-- Begin SUPPLIED MATERIAL --

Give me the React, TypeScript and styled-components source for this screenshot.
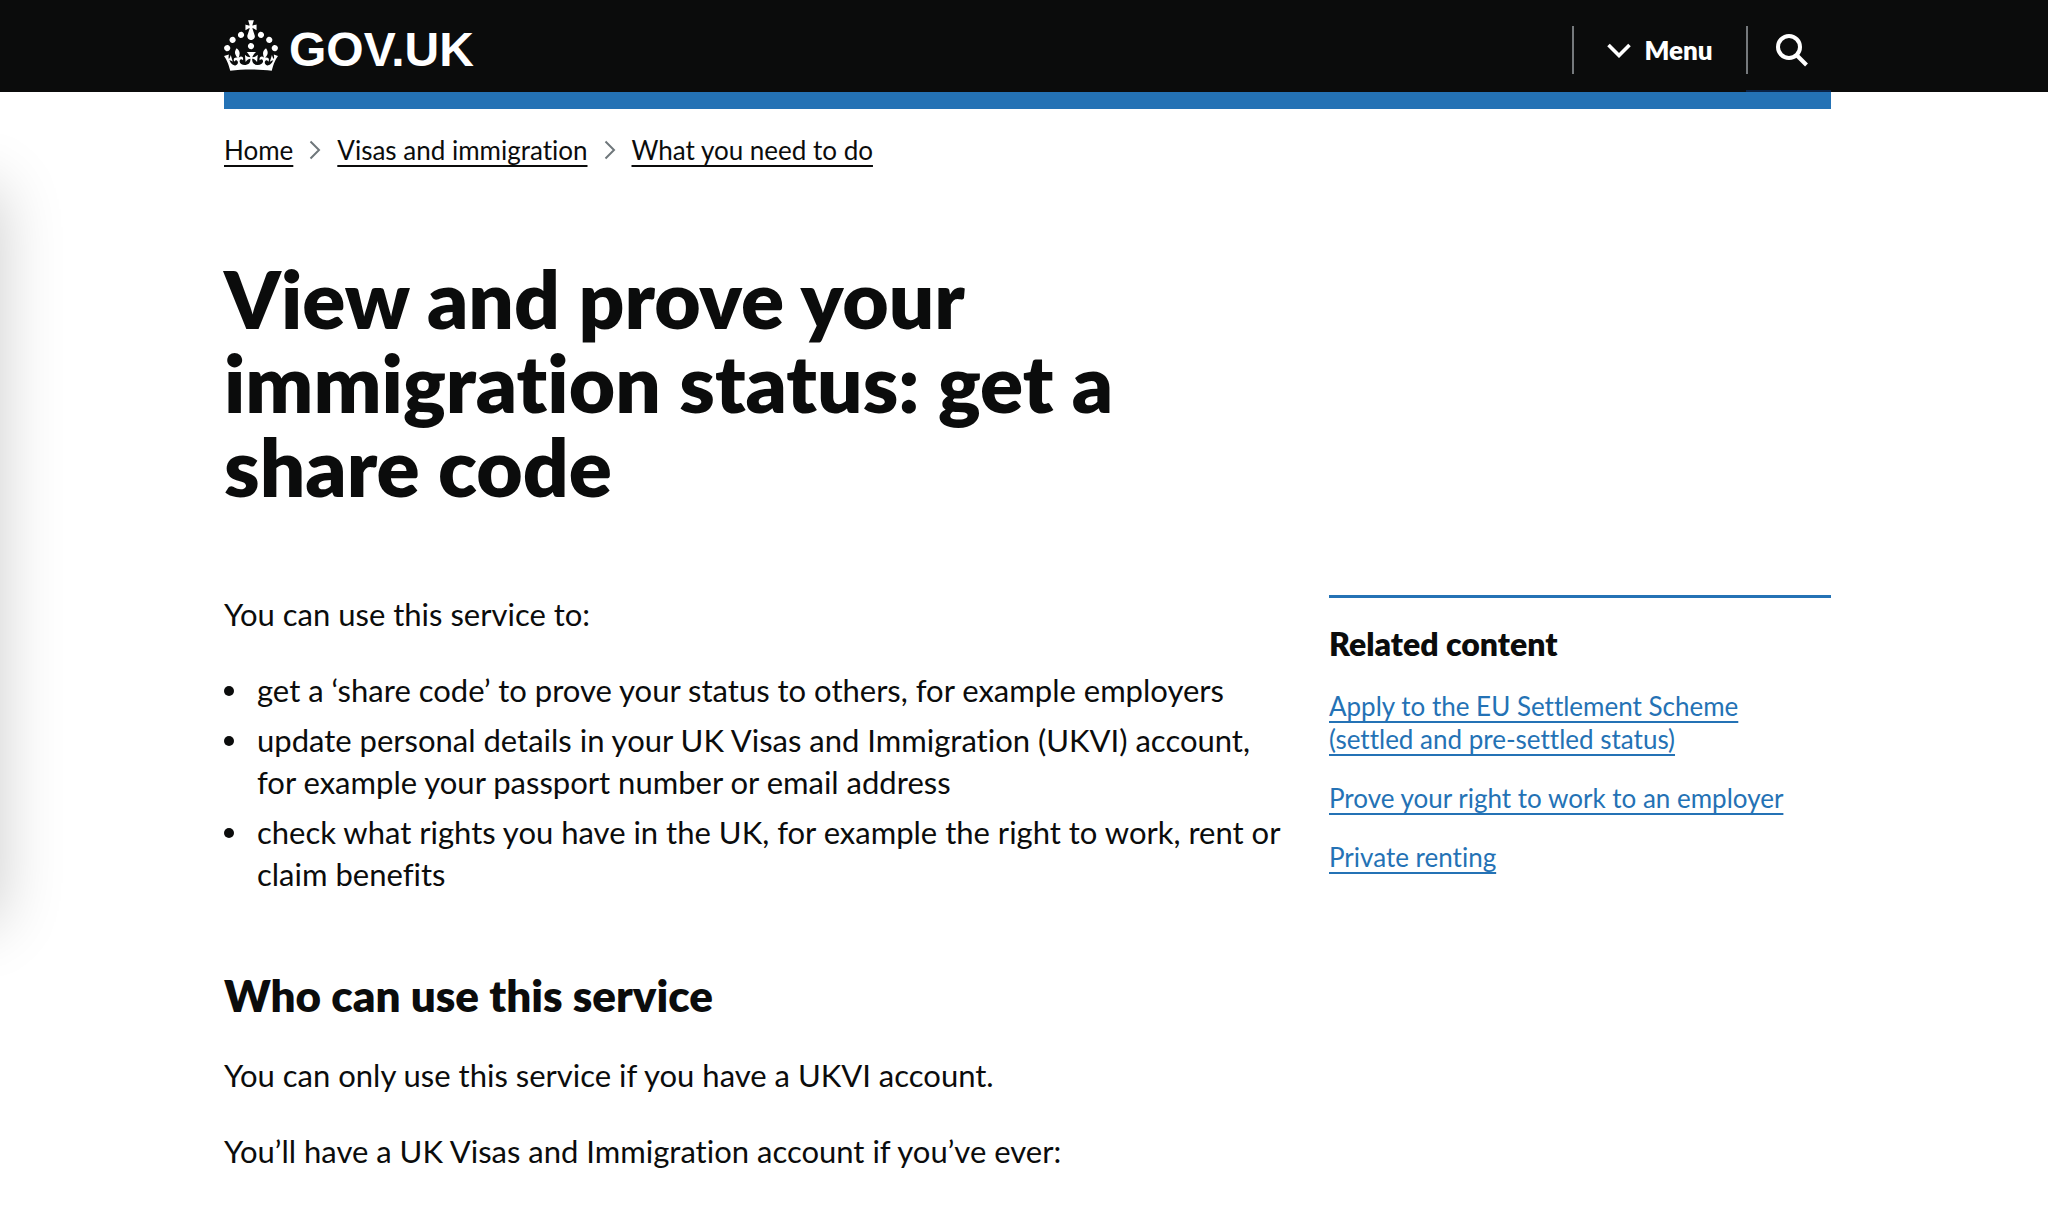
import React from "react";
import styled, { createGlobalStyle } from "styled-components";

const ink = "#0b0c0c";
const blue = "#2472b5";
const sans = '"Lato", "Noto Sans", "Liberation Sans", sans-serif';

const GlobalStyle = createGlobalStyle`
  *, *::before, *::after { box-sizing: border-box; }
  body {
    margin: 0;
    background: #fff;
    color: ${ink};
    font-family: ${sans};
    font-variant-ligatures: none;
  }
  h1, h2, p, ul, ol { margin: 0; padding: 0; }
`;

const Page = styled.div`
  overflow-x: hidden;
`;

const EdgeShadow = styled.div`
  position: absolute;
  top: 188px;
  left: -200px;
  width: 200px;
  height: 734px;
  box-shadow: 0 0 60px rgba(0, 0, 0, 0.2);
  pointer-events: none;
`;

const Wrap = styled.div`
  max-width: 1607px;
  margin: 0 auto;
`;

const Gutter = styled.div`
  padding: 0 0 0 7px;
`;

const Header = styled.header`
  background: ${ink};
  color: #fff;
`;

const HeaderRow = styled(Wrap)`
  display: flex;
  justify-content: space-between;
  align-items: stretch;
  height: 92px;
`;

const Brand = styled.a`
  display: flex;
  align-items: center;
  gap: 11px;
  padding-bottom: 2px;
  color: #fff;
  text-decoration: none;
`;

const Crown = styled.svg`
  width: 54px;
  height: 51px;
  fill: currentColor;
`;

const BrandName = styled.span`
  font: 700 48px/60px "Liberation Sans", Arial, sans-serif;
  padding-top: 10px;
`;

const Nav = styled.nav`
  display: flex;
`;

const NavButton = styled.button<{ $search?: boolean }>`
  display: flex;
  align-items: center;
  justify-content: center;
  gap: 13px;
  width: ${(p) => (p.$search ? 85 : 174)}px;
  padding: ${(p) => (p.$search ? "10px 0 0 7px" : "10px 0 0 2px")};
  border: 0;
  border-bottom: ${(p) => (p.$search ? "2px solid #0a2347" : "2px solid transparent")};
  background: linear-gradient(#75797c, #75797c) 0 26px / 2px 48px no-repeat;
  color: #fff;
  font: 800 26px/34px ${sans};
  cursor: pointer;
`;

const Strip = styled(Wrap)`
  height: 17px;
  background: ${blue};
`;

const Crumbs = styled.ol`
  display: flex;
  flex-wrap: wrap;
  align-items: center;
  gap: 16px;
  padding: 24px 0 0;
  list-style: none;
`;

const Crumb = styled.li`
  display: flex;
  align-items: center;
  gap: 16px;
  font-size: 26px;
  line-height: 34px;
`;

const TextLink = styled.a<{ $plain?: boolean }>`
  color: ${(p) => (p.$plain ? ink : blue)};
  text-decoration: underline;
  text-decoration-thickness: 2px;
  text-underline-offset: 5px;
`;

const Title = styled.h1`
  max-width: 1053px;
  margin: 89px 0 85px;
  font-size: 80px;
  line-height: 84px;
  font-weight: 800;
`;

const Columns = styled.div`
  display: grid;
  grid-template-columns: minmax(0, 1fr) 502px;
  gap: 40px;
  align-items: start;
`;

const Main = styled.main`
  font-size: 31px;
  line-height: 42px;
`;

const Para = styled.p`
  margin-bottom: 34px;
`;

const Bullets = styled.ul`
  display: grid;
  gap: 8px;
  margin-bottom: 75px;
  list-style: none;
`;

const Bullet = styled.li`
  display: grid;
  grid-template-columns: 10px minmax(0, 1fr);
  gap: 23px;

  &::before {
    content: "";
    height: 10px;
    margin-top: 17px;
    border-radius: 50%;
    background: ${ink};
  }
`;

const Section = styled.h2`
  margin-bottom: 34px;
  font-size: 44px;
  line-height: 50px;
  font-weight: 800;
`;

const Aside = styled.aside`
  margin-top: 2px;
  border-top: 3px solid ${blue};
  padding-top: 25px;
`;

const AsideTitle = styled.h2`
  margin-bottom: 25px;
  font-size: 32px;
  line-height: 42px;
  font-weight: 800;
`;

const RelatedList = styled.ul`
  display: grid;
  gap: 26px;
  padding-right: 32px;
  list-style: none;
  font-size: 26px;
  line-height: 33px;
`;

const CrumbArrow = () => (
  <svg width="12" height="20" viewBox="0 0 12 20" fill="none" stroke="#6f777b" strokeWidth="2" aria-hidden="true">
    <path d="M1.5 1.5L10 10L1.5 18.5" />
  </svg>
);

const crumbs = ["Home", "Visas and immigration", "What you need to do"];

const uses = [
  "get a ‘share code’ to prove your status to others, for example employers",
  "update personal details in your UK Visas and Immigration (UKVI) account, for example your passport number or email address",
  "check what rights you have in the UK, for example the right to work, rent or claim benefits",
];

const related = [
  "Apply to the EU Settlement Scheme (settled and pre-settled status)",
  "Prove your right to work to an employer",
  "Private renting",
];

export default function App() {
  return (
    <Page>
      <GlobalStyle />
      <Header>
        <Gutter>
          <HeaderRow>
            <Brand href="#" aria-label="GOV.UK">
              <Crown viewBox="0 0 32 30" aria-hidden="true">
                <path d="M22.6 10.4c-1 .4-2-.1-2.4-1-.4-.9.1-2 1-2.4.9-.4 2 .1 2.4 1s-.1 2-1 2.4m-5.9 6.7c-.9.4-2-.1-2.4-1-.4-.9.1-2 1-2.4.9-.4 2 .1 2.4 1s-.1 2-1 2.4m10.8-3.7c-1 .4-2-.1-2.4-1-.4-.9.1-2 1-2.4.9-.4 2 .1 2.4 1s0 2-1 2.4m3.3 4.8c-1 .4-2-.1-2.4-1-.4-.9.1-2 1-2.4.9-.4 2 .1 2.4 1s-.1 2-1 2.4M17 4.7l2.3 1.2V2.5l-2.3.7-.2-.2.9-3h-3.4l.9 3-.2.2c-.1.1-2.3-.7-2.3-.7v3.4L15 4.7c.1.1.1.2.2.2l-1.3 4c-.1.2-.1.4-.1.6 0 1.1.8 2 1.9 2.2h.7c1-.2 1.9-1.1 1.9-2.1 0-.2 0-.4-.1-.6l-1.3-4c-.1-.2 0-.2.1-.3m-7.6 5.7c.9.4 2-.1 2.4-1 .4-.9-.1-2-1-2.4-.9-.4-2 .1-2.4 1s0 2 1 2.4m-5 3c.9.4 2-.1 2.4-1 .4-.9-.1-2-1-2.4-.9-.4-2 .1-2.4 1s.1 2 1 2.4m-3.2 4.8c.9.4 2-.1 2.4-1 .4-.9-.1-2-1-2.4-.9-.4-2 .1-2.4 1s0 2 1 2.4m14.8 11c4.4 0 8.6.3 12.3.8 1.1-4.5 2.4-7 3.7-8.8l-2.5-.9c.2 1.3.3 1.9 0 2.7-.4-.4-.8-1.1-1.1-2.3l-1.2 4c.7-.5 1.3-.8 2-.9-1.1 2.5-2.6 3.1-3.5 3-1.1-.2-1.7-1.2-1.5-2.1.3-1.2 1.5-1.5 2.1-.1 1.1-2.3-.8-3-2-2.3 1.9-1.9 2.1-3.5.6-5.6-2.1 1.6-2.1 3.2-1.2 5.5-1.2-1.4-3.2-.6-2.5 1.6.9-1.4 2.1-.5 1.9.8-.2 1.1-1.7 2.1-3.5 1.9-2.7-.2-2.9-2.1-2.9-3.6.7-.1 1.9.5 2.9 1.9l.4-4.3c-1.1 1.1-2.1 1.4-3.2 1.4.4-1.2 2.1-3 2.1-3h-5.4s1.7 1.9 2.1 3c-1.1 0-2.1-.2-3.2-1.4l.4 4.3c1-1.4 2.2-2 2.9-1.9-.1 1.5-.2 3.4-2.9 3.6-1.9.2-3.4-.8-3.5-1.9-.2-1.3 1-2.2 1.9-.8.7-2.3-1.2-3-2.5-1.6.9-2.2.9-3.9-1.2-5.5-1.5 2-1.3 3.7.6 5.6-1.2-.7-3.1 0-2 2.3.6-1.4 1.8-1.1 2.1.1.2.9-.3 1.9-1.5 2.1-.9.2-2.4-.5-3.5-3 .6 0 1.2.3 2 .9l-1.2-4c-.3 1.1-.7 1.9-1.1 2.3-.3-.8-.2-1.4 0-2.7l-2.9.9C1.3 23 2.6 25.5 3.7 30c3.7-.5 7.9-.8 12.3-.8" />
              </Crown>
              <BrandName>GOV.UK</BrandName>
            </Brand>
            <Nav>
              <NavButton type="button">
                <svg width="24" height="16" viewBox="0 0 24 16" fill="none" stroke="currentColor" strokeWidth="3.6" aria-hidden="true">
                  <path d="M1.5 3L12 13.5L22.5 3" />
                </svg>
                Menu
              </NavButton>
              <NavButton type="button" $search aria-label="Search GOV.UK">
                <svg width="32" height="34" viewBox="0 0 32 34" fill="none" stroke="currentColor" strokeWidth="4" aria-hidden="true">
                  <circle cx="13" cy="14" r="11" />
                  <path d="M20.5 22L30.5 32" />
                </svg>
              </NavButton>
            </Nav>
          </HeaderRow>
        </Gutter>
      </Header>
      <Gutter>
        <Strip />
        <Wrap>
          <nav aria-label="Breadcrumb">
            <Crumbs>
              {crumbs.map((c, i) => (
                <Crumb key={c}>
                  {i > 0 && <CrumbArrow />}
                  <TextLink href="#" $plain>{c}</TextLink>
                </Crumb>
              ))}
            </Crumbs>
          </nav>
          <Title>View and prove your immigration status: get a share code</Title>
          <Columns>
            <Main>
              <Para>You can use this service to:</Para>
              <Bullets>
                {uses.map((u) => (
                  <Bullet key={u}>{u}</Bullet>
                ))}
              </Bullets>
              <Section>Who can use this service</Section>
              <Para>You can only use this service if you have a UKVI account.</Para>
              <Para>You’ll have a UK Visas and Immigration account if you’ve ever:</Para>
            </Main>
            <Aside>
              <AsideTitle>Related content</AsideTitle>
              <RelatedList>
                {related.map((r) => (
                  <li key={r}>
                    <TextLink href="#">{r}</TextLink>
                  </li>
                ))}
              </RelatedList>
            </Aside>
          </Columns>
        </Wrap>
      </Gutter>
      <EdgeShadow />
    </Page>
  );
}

-- End SUPPLIED MATERIAL --

• GOAL: Find "React". Copy every line it occurs in.

• ANSWER:
Give me the React, TypeScript and styled-components source for this screenshot.
import React from "react";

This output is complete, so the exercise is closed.